Olatunde Julius Otusanya is affiliated to the Department of Accounting, Faculty of Business Administration, University of Lagos; Sarah Lauwo is affiliated to the Essex Business School, Essex University; Ahmad Khair Amal Hayati is affiliated to the Department of Accounting and Finance, Hull University Business School, University of Hull.
Ingrid Hauge Johansen
The Role of the City of London Corporation and Lord Mayor in the Global Financial Crisis
The City of London, also known as ‘The City’ and ‘The Square Mile’, is a financial district located in the heart of London. It is considered to be one of the world’s most important financial centres. The Lord Mayor is the head of the City of London Corporation. His objectives are to promote the City as a leading international financial centre and act as an ambassador for financial and professional services based across the UK. This paper asks whether the Lord Mayor, simply by doing his job, is duty bound to promote activities that damage the global economy. It follows the Lord Mayor’s official visits to more than forty countries from the period 2005 to 2010; pre, during and post the financial crisis.

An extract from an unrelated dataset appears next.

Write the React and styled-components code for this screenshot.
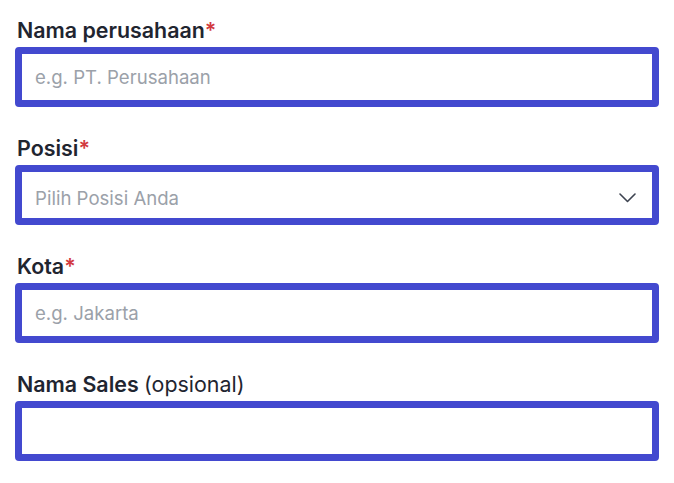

Ingrid Hauge Johansen was formerly an AML analyst at PwC, and is now training as financial investigator at Kroll, London
Nicholas Shaxson, John Christensen
First the Resource Curse: now a Finance Curse?
The phenomenon of the Resource Curse is well established in the literature. Many countries that produce valuable natural resources like oil fail to harness those resources for national development, and in many cases seem to have been actively harmed by them in terms of more conflict and political instability, higher inequality and poverty, greater authoritarianism and more. We examine finance-dependent countries and ask whether there is such a thing as a Finance Curse. We find that there is evidence of such a Curse in some finance-dependent countries, and that many of the fundamental political, economic and social drivers behind this Finance Curse are similar to or the same as those causing the Resource Curse. Each Curse also has drivers that are not found with the other. We examine the trends and processes that are at play in large finance-dependent economies, with a special focus on the United Kingdom; and in small finance-dependent economies, with a special focus on the British tax haven of Jersey.
Nick Shaxson is author of Treasure Islands: Tax Havens and the Men Who Stole the World, John Christensen was formerly economic adviser to the government of Jersey
SESSION 2: TAX AND FOREIGN DIRECT INVESTMENT FLOWS
15.30 – 17.00 facilitated by Richard Murphy, Tax Research LLP
Jinning Hong, Keith W. Glaister, Jane Frecknall-Hughes
Mapping Tax Strategy on to a Model of Foreign Direct Investment: A Theoretical Perspective
This paper examines the literature on the foreign direct investment (FDI) decision process undertaken by multinational enterprises (MNEs), with particular reference to the role of tax, in order to investigate and demonstrate the theoretical interface between tax strategy and corporate strategy. The paper uses the general model of the FDI decision making process as developed by Larimo (1987), and maps in detail the relevant elements of tax strategy on to the three main strategic decision making phases of identification, development and selection. The paper offers a theoretical framework for fully integrating taxation into the FDI decision making process, which has not been attempted before. It thus allows a deeper appreciation of how tax considerations can be embedded into a corporate decision making and strategy process.
Jinning Hong is tutor in Business and Economics at the Sheffield International College; Keith W. Glaister is Dean and Professor of International Strategic Management at the University of Sheffield; Jane Frecknall-Hughes is Professor of Law/Head of the Law School at the Open University.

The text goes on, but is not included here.